Setup Lidarr, and subscribe to lists for curated content. Pretty sure you can even subscribe to Spotify lists for it to auto download. But finding people who make lists recommending new stuff you like is probably the best route to go.
yep i added a lidarr list for top 100 x genre songs and i think it updates every week. you can make it pull just the album that has the song or the artist's discography. im slowly getting a ton of music I'll never listen to just like spotify
I guess that's where the ListenBrainz/Last.fm part comes in (which is mentioned in the article).
I still get music recommendations via friends, concert/festival lineups and online forums, but that's just for my "main" genres. For other stuff, Spotify is quasi the only solution for me as well.
Friends don't work for me. I don't know a single person who listens to even close to the things that I like. Sure there's some overlap occasionally, and I might hear about one artist once a week or month. I get dozens to hundreds recommended by spotify weekly, and I actually end up liking a handful of those. With friends, it also only works with known artists, and it's incredibly rare to get reommended something that isn't well known but happens to fit my taste by them (don't think that ever happened, actually). As an example just last week I got recommended an artist that has 60-something monthly listeners on Spotify (now 74!). I liked them so much I tried to see what I can find, and they got a youtube channel with 3 (live) videos and like 500-ish views each (38 subscribers). NOBODY is ever gonna recommend me those kinds of things, cause nobody ever heard of them, let alone anyone of my friends (and even if they have, they'd have to know to recommend them to me).
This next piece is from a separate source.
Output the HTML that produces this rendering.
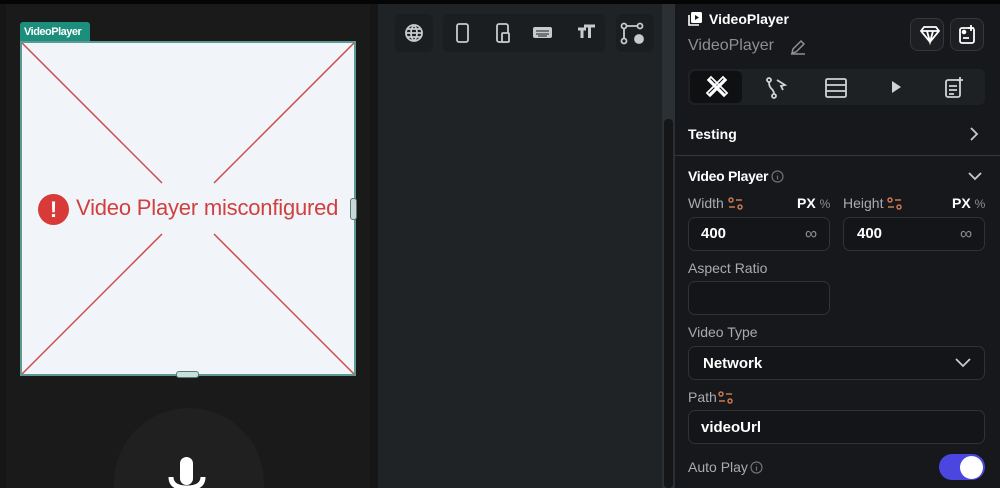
<!DOCTYPE html>
<html style="width:1000px;height:488px;overflow:hidden"><head><meta charset="utf-8"><style>
*{box-sizing:border-box;margin:0;padding:0}
body{width:1000px;height:488px;overflow:hidden;background:#1f2326;font-family:"Liberation Sans",sans-serif;position:relative}
.abs{position:absolute}
.lbl{color:#a9abb0;font-size:14px}
.inp{position:absolute;border:1px solid #2f3236;border-radius:7px;background:#141518}
.val{color:#fff;font-weight:bold;font-size:15px;position:absolute}
</style></head><body>
<svg class="abs" style="left:0;top:0" width="1000" height="488">
<rect x="0" y="0" width="1000" height="4" fill="#050505"/>
<rect x="0" y="4" width="378" height="484" fill="#161616"/>
<rect x="6" y="4" width="364" height="484" fill="#1a1a1a"/>
<circle cx="189" cy="483" r="75" fill="#202020"/>
<rect x="180" y="457" width="13" height="28" rx="6.5" fill="#fff"/>
<path d="M171 477 Q171 488 187 488 Q203 488 203 477" stroke="#fff" stroke-width="5" fill="none"/>
<rect x="662" y="4" width="13" height="484" fill="#2b3034"/>
<rect x="664" y="119" width="9" height="369" rx="4" fill="#141618"/>
<rect x="675" y="4" width="325" height="484" fill="#17181b"/>
<rect x="939" y="454" width="46" height="26" rx="13" fill="#4b46e0"/>
<circle cx="971.5" cy="467.5" r="11.5" fill="#fff"/>
</svg>
<div class="abs" style="left:20px;top:22px;width:70px;height:20px;background:#1b8e7c;border-radius:3px 3px 0 0;color:#fff;font-size:11px;font-weight:bold;padding:4px 0 0 4px;letter-spacing:-0.5px">VideoPlayer</div>
<div class="abs" style="left:20px;top:41px;width:336px;height:335px;background:#f1f4f8;border:2px solid #5a9a92"></div>
<svg class="abs" style="left:22px;top:43px" width="332" height="331"><line x1="0" y1="0" x2="140" y2="140" stroke="#d04a4a" stroke-width="1.5"/><line x1="332" y1="0" x2="192" y2="140" stroke="#d04a4a" stroke-width="1.5"/><line x1="0" y1="331" x2="140" y2="191" stroke="#d04a4a" stroke-width="1.5"/><line x1="332" y1="331" x2="192" y2="191" stroke="#d04a4a" stroke-width="1.5"/></svg>
<div class="abs" style="left:38px;top:194px;width:31px;height:31px;border-radius:50%;background:#d83a3a;color:#fff;font-weight:bold;font-size:22px;text-align:center;line-height:31px">!</div>
<div class="abs" style="left:76px;top:195px;color:#d0403f;font-size:22px;white-space:nowrap;letter-spacing:-0.2px">Video Player misconfigured</div>
<div class="abs" style="left:350px;top:198px;width:7px;height:22px;background:#c8d8d8;border:1px solid #5a7a78;border-radius:3px"></div>
<div class="abs" style="left:176px;top:371px;width:23px;height:7px;background:#c8e0dc;border:1px solid #5a7a78;border-radius:3px"></div>
<!-- middle toolbar -->
<div class="abs" style="left:395px;top:14px;width:38px;height:38px;background:#1b1e20;border-radius:6px"></div>
<div class="abs" style="left:443px;top:14px;width:162px;height:38px;background:#1b1e20;border-radius:6px"></div>
<div class="abs" style="left:616px;top:14px;width:38px;height:38px;background:#1b1e20;border-radius:6px"></div>
<svg class="abs" style="left:395px;top:14px" width="260" height="38" fill="none" stroke="#c8cacc" stroke-width="1.8">
<circle cx="19" cy="19" r="8"/><path d="M11 19h16M19 11c-4 4-4 12 0 16M19 11c4 4 4 12 0 16M12.5 15h13M12.5 23h13"/>
<rect x="62" y="10" width="11" height="18" rx="2"/>
<rect x="102" y="10" width="11" height="18" rx="2"/><rect x="107" y="19" width="7" height="9" rx="1" fill="#1b1e20"/>
<rect x="138" y="13" width="19" height="11" rx="2" fill="#c8cacc" stroke="none"/><path d="M141 17h13M141 20h13M143 22h9" stroke="#1b1e20" stroke-width="1"/>
<path d="M183 15h8M187 15v9M189 12h11M194.5 12v12" stroke-width="3"/>
<circle cx="229" cy="12" r="2.5"/><circle cx="245" cy="12" r="2.5"/><circle cx="229" cy="27" r="2.5"/><path d="M231.5 12h11M229 14.5v10"/><circle cx="244" cy="25" r="4" fill="#c8cacc"/>
</svg>
<!-- right panel -->
<svg class="abs" style="left:688px;top:12px" width="14" height="14"><rect x="3" y="0" width="11" height="11" rx="1.5" fill="#fff"/><path d="M1 3v10h10" stroke="#fff" stroke-width="1.6" fill="none"/><path d="M7 3l4 2.5-4 2.5z" fill="#17181b"/></svg>
<div class="abs" style="left:709px;top:11px;color:#fff;font-weight:bold;font-size:14px">VideoPlayer</div>
<div class="abs" style="left:688px;top:37px;color:#8c8f94;font-size:16px">VideoPlayer</div>
<svg class="abs" style="left:789px;top:38px" width="18" height="18" fill="none" stroke="#8c8f94" stroke-width="1.5"><path d="M3 15l1-4 8-8 3 3-8 8zM2 16h14"/></svg>
<div class="abs" style="left:910px;top:18px;width:34px;height:33px;border:1px solid #34373b;border-radius:8px;background:#1d1f22"></div>
<div class="abs" style="left:950px;top:18px;width:34px;height:33px;border:1px solid #34373b;border-radius:8px;background:#1d1f22"></div>
<svg class="abs" style="left:910px;top:18px" width="76" height="34" fill="none" stroke="#fff" stroke-width="1.8"><path d="M11 13l3-4h12l3 4-9 11z M11 13h18 M17 13l3 11 3-11"/><rect x="50" y="10" width="14" height="15" rx="2"/><circle cx="54" cy="14" r="1.4" fill="#fff"/><path d="M53 20h6M61 7v6M58 10h6"/></svg>
<div class="abs" style="left:688px;top:69px;width:297px;height:36px;background:#1e2124;border-radius:6px"></div>
<div class="abs" style="left:690px;top:71px;width:52px;height:32px;background:#0f1012;border-radius:5px"></div>
<svg class="abs" style="left:688px;top:69px" width="297" height="36" fill="none" stroke="#d0d2d5" stroke-width="1.8">
<path d="M21 10l16 16M37 10L21 26M23 8l-3 3 16 16 3-3zM35 8l3 3-16 16-3-3z" stroke="#fff"/>
<circle cx="81" cy="11" r="2"/><circle cx="86" cy="27" r="2"/><path d="M81 13c0 8 5 6 5 12M89 11l8 5-4 1 2 4"/>
<rect x="138" y="10" width="20" height="18" rx="1.5"/><path d="M138 16h20M138 22h20"/>
<path d="M204 12l9 6-9 6z" fill="#d0d2d5" stroke="none"/>
<rect x="258" y="11" width="14" height="17" rx="2"/><path d="M261 17h8M261 21h8M261 25h5M272 8v6M269 11h6"/>
</svg>
<div class="abs" style="left:688px;top:126px;color:#fff;font-weight:bold;font-size:14px">Testing</div>
<svg class="abs" style="left:968px;top:126px" width="12" height="16" fill="none" stroke="#c8cacc" stroke-width="1.8"><path d="M3 2l6 6-6 6"/></svg>
<div class="abs" style="left:675px;top:155px;width:325px;height:1px;background:#34373b"></div>
<div class="abs" style="left:688px;top:168px;color:#fff;font-weight:bold;font-size:14px;letter-spacing:-0.3px">Video Player</div>
<svg class="abs" style="left:771px;top:170px" width="13" height="13" fill="none" stroke="#6e7175" stroke-width="1.2"><circle cx="6.5" cy="6.5" r="5.5"/><path d="M6.5 5.5v4M6.5 3.5v.5"/></svg>
<svg class="abs" style="left:967px;top:170px" width="16" height="12" fill="none" stroke="#c8cacc" stroke-width="1.8"><path d="M2 3l6 6 6-6"/></svg>
<div class="abs lbl" style="left:688px;top:195px">Width</div>
<div class="abs lbl" style="left:843px;top:195px">Height</div>
<svg class="abs" style="left:728px;top:197px" width="16" height="14" fill="none" stroke="#c9784f" stroke-width="1.5"><circle cx="3" cy="3" r="2"/><path d="M8 3h6M1 10h6"/><circle cx="12" cy="10" r="2"/></svg>
<svg class="abs" style="left:887px;top:197px" width="16" height="14" fill="none" stroke="#c9784f" stroke-width="1.5"><circle cx="3" cy="3" r="2"/><path d="M8 3h6M1 10h6"/><circle cx="12" cy="10" r="2"/></svg>
<div class="abs" style="left:797px;top:195px;color:#fff;font-weight:bold;font-size:14px">PX <span style="color:#8c8f94;font-weight:normal;font-size:12px">%</span></div>
<div class="abs" style="left:952px;top:195px;color:#fff;font-weight:bold;font-size:14px">PX <span style="color:#8c8f94;font-weight:normal;font-size:12px">%</span></div>
<div class="inp" style="left:688px;top:217px;width:142px;height:34px"></div>
<div class="inp" style="left:843px;top:217px;width:142px;height:34px"></div>
<div class="val" style="left:701px;top:225px">400</div>
<div class="val" style="left:857px;top:225px">400</div>
<div class="abs" style="left:805px;top:224px;color:#8c8f94;font-size:17px">∞</div>
<div class="abs" style="left:960px;top:224px;color:#8c8f94;font-size:17px">∞</div>
<div class="abs lbl" style="left:688px;top:260px">Aspect Ratio</div>
<div class="inp" style="left:688px;top:281px;width:142px;height:34px"></div>
<div class="abs lbl" style="left:688px;top:324px">Video Type</div>
<div class="inp" style="left:688px;top:346px;width:297px;height:34px"></div>
<div class="val" style="left:703px;top:355px">Network</div>
<svg class="abs" style="left:954px;top:356px" width="18" height="14" fill="none" stroke="#c8cacc" stroke-width="1.8"><path d="M2 3l7 7 7-7"/></svg>
<div class="abs lbl" style="left:688px;top:389px">Path</div>
<svg class="abs" style="left:718px;top:391px" width="16" height="14" fill="none" stroke="#c9784f" stroke-width="1.5"><circle cx="3" cy="3" r="2"/><path d="M8 3h6M1 10h6"/><circle cx="12" cy="10" r="2"/></svg>
<div class="inp" style="left:688px;top:410px;width:297px;height:34px"></div>
<div class="val" style="left:701px;top:419px">videoUrl</div>
<div class="abs lbl" style="left:688px;top:459px">Auto Play</div>
<svg class="abs" style="left:750px;top:461px" width="13" height="13" fill="none" stroke="#6e7175" stroke-width="1.2"><circle cx="6.5" cy="6.5" r="5.5"/><path d="M6.5 5.5v4M6.5 3.5v.5"/></svg>
</body></html>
As for the listenbrainz/last.fm that is kind of a solution, but it takes a very long time to train up your profile to actually be useful. I haven't used it in a VERY long time (decades), but last I did it was kinda "meh". You can also only start out with what you have, as you're scrobbling what you're listenting to. I no longer have most of the music I listen to daily as an actual file/library. So getting that up to date would probably cost thousands of dollars, too. Not to mention it being incredibly tedious to actually gather them on various individual shops and sites like bandcamp or wherever those artists happen to be.
So as much as I wish there was, there isn't really a (pracical) alternative. Let alone one of the same "competence".
I believe plexamp will scan your library and will make the discovery-type playlist you're looking for
First of all, after recent events I'm not touching anything from "Plex" with a proverbial 10 foot pole.
But even that aside, no it won't do what I want because it can't. I can't discover something outside of my library with it. It's a music player for a Plex library. It can generate playlists of songs with similar styles, and that's nice and all, but not what I'm looking for. I'm looking for playlists of things I don't own, or know, or ever heard of, but that are still likely to be something I like. I don't want a sophisticated "shuffle".
Isn't Spotify just using an AI? Couldn't one self host an AI that plugs into the music library and makes recommendations?
Yes it's using "an AI". But that doesn't mean anything. You can't just use any AI and have the same result. Just cause AI got a global hype doesn't mean this is new either. Neural networks have existed for many decades, which is likely what they're using. The hard part is to get the training data. That is where the value (or usefulnes) comes from. And that source is all their users, listening to all the music, importantly including newly released music, all the time. It's the basic idea of "people who liked X also liked Y". What songs people combine together in a playlist. That sort of thing.
We don't have that data to train "an AI" so we have a local version of this. They have it for millions of users. That's why their AI is incredibly good at this task. Sure, they also let labels pay them to rank things higher so they get more listens, and that is anything but transparent when and how that happens. But over all, you can't just magically do what they are doing locally.